The encoding is an implementation detail. If the component accepts a Java string, it should either throw an exception for data it is unwilling to handle or handle it properly.
"Characters" is a rather ill-defined term. Unicode codepoints range from 0x0 to 0x10FFFF—21 bits. Some codepoints are not assigned (aka "defined"), depending on the Unicode Standard revision. Java datatypes can handle any codepoint, but information about them is limited by version. For Java 8, "Character information is based on the Unicode Standard, version 6.2.0.". You can limit the test to "defined" codepoints or go all possible codepoints.
A codepoint is either a base "character" or a "combining character". Also, each codepoint is in exactly one Unicode Category. Two categories are for combining characters. To form a grapheme, a base character is followed by zero or more combining characters. It might be difficult to layout graphemes graphically (see Zalgo text) but for text storage all that it is needed to not mangle the sequence of codepoints (and byte order, if applicable).
So, here is a non-minimal, somewhat comprehensive test:
final Stream<Integer> codepoints = IntStream
.rangeClosed(Character.MIN_CODE_POINT, Character.MAX_CODE_POINT)
.filter(cp -> Character.isDefined(cp)) // optional filtering
.boxed();
final int[] combiningCategories = {
Character.COMBINING_SPACING_MARK,
Character.ENCLOSING_MARK
};
final Map<Boolean, List<Integer>> partitionedCodepoints = codepoints
.collect(Collectors.partitioningBy(cp ->
Arrays.binarySearch(combiningCategories, Character.getType(cp)) < 0));
final Integer[] baseCodepoints = partitionedCodepoints.get(true)
.toArray(new Integer[0]);
final Integer[] combiningCodepoints = partitionedCodepoints.get(false)
.toArray(new Integer[0]);
final int baseLength = baseCodepoints.length;
final int combiningLength = combiningCodepoints.length;
final StringBuilder graphemes = new StringBuilder();
for (int i = 0; i < baseLength; i++) {
graphemes.append(Character.toChars(baseCodepoints[i]));
graphemes.append(Character.toChars(combiningCodepoints[i % combiningLength]));
}
final String test = graphemes.toString();
final byte[] testUTF8 = StandardCharsets.UTF_8.encode(test).array();
// Java 8 counts for when filtering by Character.isDefined
assertEquals(736681, test.length()); // number of UTF-16 code units
assertEquals(3241399, testUTF8.length); // number of UTF-8 code units
If your component is only capable of storing and retrieving strings, then all you need to do is make sure that nothing gets lost in the conversion to and from the Unicode strings of java and the UTF-8 strings that the component stores.
That would involve checking with at least one character from each UTF-8 code point length. So, I would suggest check with:
One character from the US-ASCII set, (1-byte long code point,) then
One character from Greek, (2-byte long code point,) and
One character from Chinese (3-byte long code point.)
In theory you would also want to check with an emoji (4-byte long code point,) though these cannot be represented in java's Unicode strings, so it's moot point.
A useful extra test would be to try a string combining at least one character from each of the above cases, so as to make sure that characters of different code-point lengths can co-exist within the same string.
(If your component does anything more than storing and retrieving strings, like searching for strings, then things can get a bit more complicated, but it seems to me that you specifically avoided asking about that.)
I do believe that black box testing is the only kind of testing that makes sense, so I would not recommend polluting the interface of your component with methods that would expose knowledge of its internals.

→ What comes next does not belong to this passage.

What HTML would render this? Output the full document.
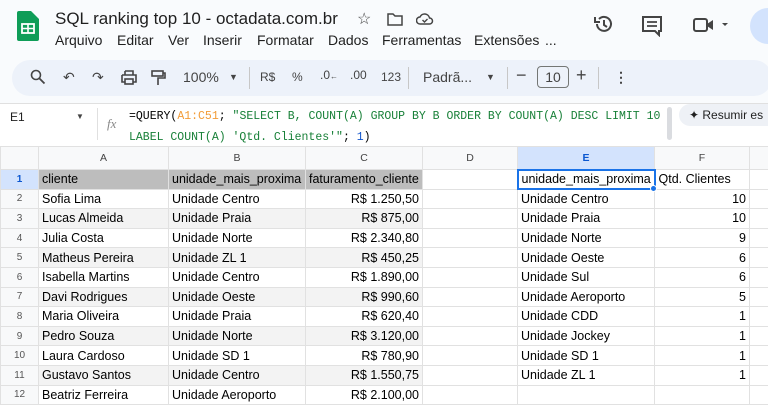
<!DOCTYPE html>
<html><head><meta charset="utf-8"><style>
*{box-sizing:border-box;margin:0;padding:0}
body{width:768px;height:403px;overflow:hidden;background:#f9fbfd;font-family:"Liberation Sans",sans-serif;position:relative;color:#1f1f1f}
.a{position:absolute}
.title{left:55px;top:9px;font-size:17px;color:#1f1f1f}
.menu{top:32px;font-size:14px;color:#1f1f1f}
.tb{left:12px;top:60px;width:760px;height:36px;background:#edf2fa;border-radius:18px}
.tbt{top:69px;font-size:14px;color:#444}
.fb{left:0;top:103px;width:768px;height:43px;background:#fff;border-top:1px solid #e0e0e0}
.code{font-family:"Liberation Mono",monospace;font-size:11.5px;color:#188038}
table{position:absolute;left:0;top:146px;width:779px;border-collapse:collapse;table-layout:fixed;background:#fff}
td{border:1px solid #e1e1e1;height:19.6px;font-size:12.5px;padding:0 3px;white-space:nowrap;overflow:hidden;color:#000}
td.h{background:#f8f9fa;color:#555;font-size:10px;text-align:center}
tr.ch td{height:23px;font-size:10.5px;background:#f8f9fa;color:#444;text-align:center}
.r{text-align:right}
.g td.d{background:#f3f3f3}
.hd td.d{background:#bdbdbd}
</style></head><body>
<svg class="a" style="left:17px;top:11px" width="22" height="30" viewBox="0 0 22 30"><path d="M2 0h12l8 8v20a2 2 0 0 1-2 2H2a2 2 0 0 1-2-2V2a2 2 0 0 1 2-2z" fill="#0f9d58"/><rect x="5" y="13" width="12" height="9" fill="none" stroke="#fff" stroke-width="1.8"/><path d="M5 17.5h12M11 13v9" stroke="#fff" stroke-width="1.6"/></svg>
<div class="a title">SQL ranking top 10 - octadata.com.br</div>
<div class="a" style="left:357px;top:9px;font-size:16px;color:#444">☆</div>
<svg class="a" style="left:387px;top:12px" width="16" height="14"><path d="M1 2h5l2 2h7v9H1z" fill="none" stroke="#444" stroke-width="1.5"/></svg>
<svg class="a" style="left:416px;top:12px" width="18" height="14"><path d="M4 12a3.5 3.5 0 0 1 0-7 5 5 0 0 1 9.5 1 3 3 0 0 1 0 6z" fill="none" stroke="#444" stroke-width="1.5"/><path d="M6.5 8l2 2 3-3" fill="none" stroke="#444" stroke-width="1.4"/></svg>
<div class="a menu" style="left:55px">Arquivo</div>
<div class="a menu" style="left:117px">Editar</div>
<div class="a menu" style="left:168px">Ver</div>
<div class="a menu" style="left:203px">Inserir</div>
<div class="a menu" style="left:257px">Formatar</div>
<div class="a menu" style="left:328px">Dados</div>
<div class="a menu" style="left:382px">Ferramentas</div>
<div class="a menu" style="left:474px">Extensões</div>
<div class="a menu" style="left:545px">...</div>
<svg class="a" style="left:593px;top:13px" width="22" height="22" viewBox="0 0 22 22"><path d="M4 11a7 7 0 1 0 2-5" fill="none" stroke="#444" stroke-width="2"/><path d="M2 4v5h5" fill="none" stroke="#444" stroke-width="2"/><path d="M11 7v5l3 2" fill="none" stroke="#444" stroke-width="2"/></svg>
<svg class="a" style="left:641px;top:15px" width="22" height="22"><path d="M2 2h18v14h-2v4l-4-4H2z" fill="none" stroke="#444" stroke-width="2"/><path d="M6 7h10M6 11h10" stroke="#444" stroke-width="1.8"/></svg>
<svg class="a" style="left:692px;top:16px" width="36" height="18"><rect x="2" y="3" width="13" height="12" rx="2" fill="none" stroke="#444" stroke-width="2"/><path d="M15 8l6-4v10l-6-4z" fill="#444"/><path d="M30 7l3 3 3-3z" fill="#444"/></svg>
<div class="a" style="left:750px;top:8px;width:36px;height:36px;border-radius:50%;background:#d3e3fd"></div>
<div class="a tb"></div>
<svg class="a" style="left:30px;top:69px" width="16" height="16"><circle cx="6" cy="6" r="4.5" fill="none" stroke="#444" stroke-width="1.6"/><path d="M9.5 9.5l5 5" stroke="#444" stroke-width="1.8"/></svg>
<div class="a tbt" style="left:63px">↶</div>
<div class="a tbt" style="left:92px">↷</div>
<svg class="a" style="left:121px;top:70px" width="16" height="15"><path d="M4 1h8v4M4 5V1M1 5h14v7h-3M4 12H1V5" fill="none" stroke="#444" stroke-width="1.6"/><rect x="4" y="9" width="8" height="5" fill="none" stroke="#444" stroke-width="1.6"/></svg>
<svg class="a" style="left:150px;top:70px" width="16" height="16"><rect x="2" y="1" width="11" height="5" fill="none" stroke="#444" stroke-width="1.6"/><path d="M13 3h2v5H8v7" fill="none" stroke="#444" stroke-width="1.6"/></svg>
<div class="a tbt" style="left:183px">100%</div>
<div class="a tbt" style="left:229px;font-size:9px;top:72px">▼</div>
<div class="a" style="left:249px;top:67px;width:1px;height:22px;background:#c7c7c7"></div>
<div class="a tbt" style="left:260px;font-size:12px;top:70px">R$</div>
<div class="a tbt" style="left:292px;font-size:12px;top:70px">%</div>
<div class="a tbt" style="left:320px;font-size:12px;top:68px">.0<span style="font-size:8px">←</span></div>
<div class="a tbt" style="left:350px;font-size:12px;top:68px">.00</div>
<div class="a tbt" style="left:381px;font-size:12px;top:70px">123</div>
<div class="a" style="left:408px;top:67px;width:1px;height:22px;background:#c7c7c7"></div>
<div class="a tbt" style="left:423px">Padrã...</div>
<div class="a tbt" style="left:486px;font-size:9px;top:72px">▼</div>
<div class="a" style="left:507px;top:67px;width:1px;height:22px;background:#c7c7c7"></div>
<div class="a tbt" style="left:516px;font-size:18px;top:65px">−</div>
<div class="a" style="left:537px;top:66px;width:32px;height:22px;border:1px solid #747775;border-radius:4px;font-size:14px;text-align:center;line-height:20px;color:#444">10</div>
<div class="a tbt" style="left:576px;font-size:18px;top:65px">+</div>
<div class="a" style="left:598px;top:67px;width:1px;height:22px;background:#c7c7c7"></div>
<div class="a tbt" style="left:614px;font-weight:bold">⋮</div>
<div class="a fb"></div>
<div class="a" style="left:10px;top:110px;font-size:12px">E1</div>
<div class="a" style="left:76px;top:112px;font-size:8px;color:#444">▼</div>
<div class="a" style="left:97px;top:108px;width:1px;height:32px;background:#e0e0e0"></div>
<div class="a" style="left:107px;top:116px;font-size:13px;font-style:italic;color:#888;font-family:'Liberation Serif',serif">fx</div>
<div class="a code" style="left:129px;top:110px"><span style="color:#000">=QUERY(</span><span style="color:#f29c38">A1:C51</span><span style="color:#000">; </span>"SELECT B, COUNT(A) GROUP BY B ORDER BY COUNT(A) DESC LIMIT 10</div>
<div class="a code" style="left:129px;top:131px">LABEL COUNT(A) 'Qtd. Clientes'"<span style="color:#000">; </span><span style="color:#1155cc">1</span><span style="color:#000">)</span></div>
<div class="a" style="left:667px;top:107px;width:5px;height:33px;background:#dadce0;border-radius:3px"></div>
<div class="a" style="left:679px;top:104px;width:100px;height:22px;background:#eef1f6;border-radius:11px;font-size:12px;line-height:22px;padding-left:10px">✦ Resumir es</div>
<table>
<colgroup><col style="width:38px"><col style="width:130px"><col style="width:137px"><col style="width:117px"><col style="width:95px"><col style="width:137px"><col style="width:95px"><col style="width:30px"></colgroup>
<tr class="ch"><td></td><td>A</td><td>B</td><td>C</td><td>D</td><td style="background:#d3e3fd;font-weight:bold;color:#0b57d0">E</td><td>F</td><td></td></tr>
<tr class="hd"><td class="h" style="background:#d3e3fd;color:#0b57d0;font-weight:bold">1</td><td class="d">cliente</td><td class="d">unidade_mais_proxima</td><td class="d">faturamento_cliente</td><td></td><td style="border:2px solid #1a73e8">unidade_mais_proxima</td><td>Qtd. Clientes</td><td></td></tr>
<tr><td class="h">2</td><td>Sofia Lima</td><td>Unidade Centro</td><td class="r">R$ 1.250,50</td><td></td><td>Unidade Centro</td><td class="r">10</td><td></td></tr>
<tr class="g"><td class="h">3</td><td class="d">Lucas Almeida</td><td class="d">Unidade Praia</td><td class="d r">R$ 875,00</td><td></td><td>Unidade Praia</td><td class="r">10</td><td></td></tr>
<tr><td class="h">4</td><td>Julia Costa</td><td>Unidade Norte</td><td class="r">R$ 2.340,80</td><td></td><td>Unidade Norte</td><td class="r">9</td><td></td></tr>
<tr class="g"><td class="h">5</td><td class="d">Matheus Pereira</td><td class="d">Unidade ZL 1</td><td class="d r">R$ 450,25</td><td></td><td>Unidade Oeste</td><td class="r">6</td><td></td></tr>
<tr><td class="h">6</td><td>Isabella Martins</td><td>Unidade Centro</td><td class="r">R$ 1.890,00</td><td></td><td>Unidade Sul</td><td class="r">6</td><td></td></tr>
<tr class="g"><td class="h">7</td><td class="d">Davi Rodrigues</td><td class="d">Unidade Oeste</td><td class="d r">R$ 990,60</td><td></td><td>Unidade Aeroporto</td><td class="r">5</td><td></td></tr>
<tr><td class="h">8</td><td>Maria Oliveira</td><td>Unidade Praia</td><td class="r">R$ 620,40</td><td></td><td>Unidade CDD</td><td class="r">1</td><td></td></tr>
<tr class="g"><td class="h">9</td><td class="d">Pedro Souza</td><td class="d">Unidade Norte</td><td class="d r">R$ 3.120,00</td><td></td><td>Unidade Jockey</td><td class="r">1</td><td></td></tr>
<tr><td class="h">10</td><td>Laura Cardoso</td><td>Unidade SD 1</td><td class="r">R$ 780,90</td><td></td><td>Unidade SD 1</td><td class="r">1</td><td></td></tr>
<tr class="g"><td class="h">11</td><td class="d">Gustavo Santos</td><td class="d">Unidade Centro</td><td class="d r">R$ 1.550,75</td><td></td><td>Unidade ZL 1</td><td class="r">1</td><td></td></tr>
<tr><td class="h">12</td><td>Beatriz Ferreira</td><td>Unidade Aeroporto</td><td class="r">R$ 2.100,00</td><td></td><td></td><td></td><td></td></tr>
</table>
<div class="a" style="left:650px;top:185px;width:7px;height:7px;border-radius:50%;background:#1a73e8;border:1px solid #fff"></div>
</body></html>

However, there are two things that you can do to increase the testability of the component without ruining its interface:
Introduce additional functions to the interface that might help with testing without disclosing anything about the internal implementation and without requiring that the testing code must have knowledge of the internal implementation of the component.
Introduce functionality useful for testing in the constructor of your component. The code that constructs the component knows precisely what component it is constructing, so it is intimately familiar with the nature of the component, so it is okay to pass something implementation-specific there.
An example of what you could do with any of the above techniques would be to artificially severely limit the number of bytes that the internal representation is allowed to occupy, so that you can make sure that a certain string you are planning to store will fit. So, you could limit the internal size to no more than 9 bytes, and then make sure that a java unicode string containing 3 chinese characters gets properly stored and retrieved.
String instances use a predefined and unchangeable encoding(16-bit words).
So, returning only a String from your service is probably not enough to do this check.
You should try to return the byte representation of the persisted String (a byte array for example) and compare the content of this array with the "\u263A" String that you would encode in bytes with the UTF-8 charset.
String toSave = "\u263A";
int id = 123;
// Saves to Database
myComponent.save(id, toSave );
// Retrieve from Database
byte[] actualBytes = myComponent.retrieve(id );
// assertion
byte[] expectedBytes = toSave.getBytes(Charset.forName("UTF-8"));
Assert.assertTrue(Arrays.equals(expectedBytes, actualBytes));

Easiest way in Java to turn String into UUID

How to generate a valid UUID from a String? The String alone is not what I'm looking for. Rather, I'm looking for something like a hash function converting any String to a valid UUID.
Try this out:
String superSecretId = "f000aa01-0451-4000-b000-000000000000";
UUID.fromString(superSecretId);
I am using this in my project and it works. Make sure you import the right stuff.
In the Java core library, there's java.util.UUID.nameUUIDFromBytes(byte[]).
I wouldn't recommend it because it's UUID 3 which is based on MD5, a very broken hash function. You'd be better off finding an implementation of UUID 5, which is based on SHA-1 (better although also sort of broken).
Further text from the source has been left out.